Beacon Hotel and Theater share a Broadway facade, but it’s the theater’s interior that keeps getting rave reviews. Conceived as part of the Roxy theater chain, the showplace was described by the Landmarks Preservation Commission (LPC) as “…a lavish space with stylistic effects drawn from the traditions of Greek, Roman, Renaissance, and Rococo architecture.”

The buildings are a collaboration of Samuel L. Rothafel – better known as Roxy – and The Chanin Construction Company. LPC explains, “Undoubtedly pleased with the success of combining three theaters with the Hotel Lincoln, thereby providing common building services for all, the Chanins saw a combination theater-hotel structure to be a logical solution for the site.”

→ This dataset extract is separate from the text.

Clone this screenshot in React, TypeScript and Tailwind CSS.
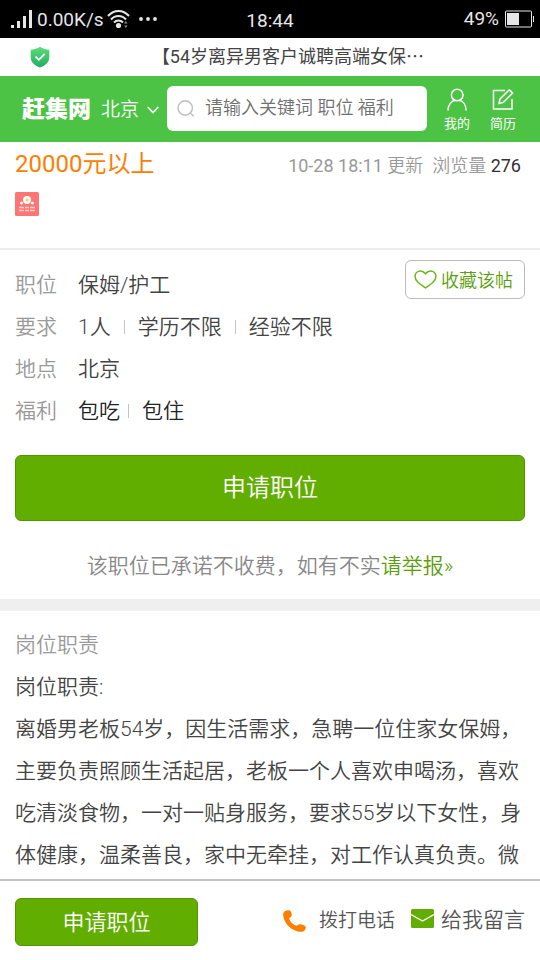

Alas, Roxy’s plans did not pan out. Warner Bros. Pictures wound up with the theater lease. The Beacon continued as a movie theater until 1974, when the programs switched to live performances. The LPC designated the interior a landmark in 1979. In 1986 developers wanted to convert the Beacon to a disco – plans that were halted by a judge who said the conversion would irreparably harm the landmark’s architecture. Madison Square Garden Entertainment’s parent company, Cablevision, leased the Beacon in 2006. Cablevision restored the theater at a reported cost of $10 million. Madison Square Garden Company now manages the Beacon.

P.S. It’s called Beacon Hotel because of an airplane beacon on the roof.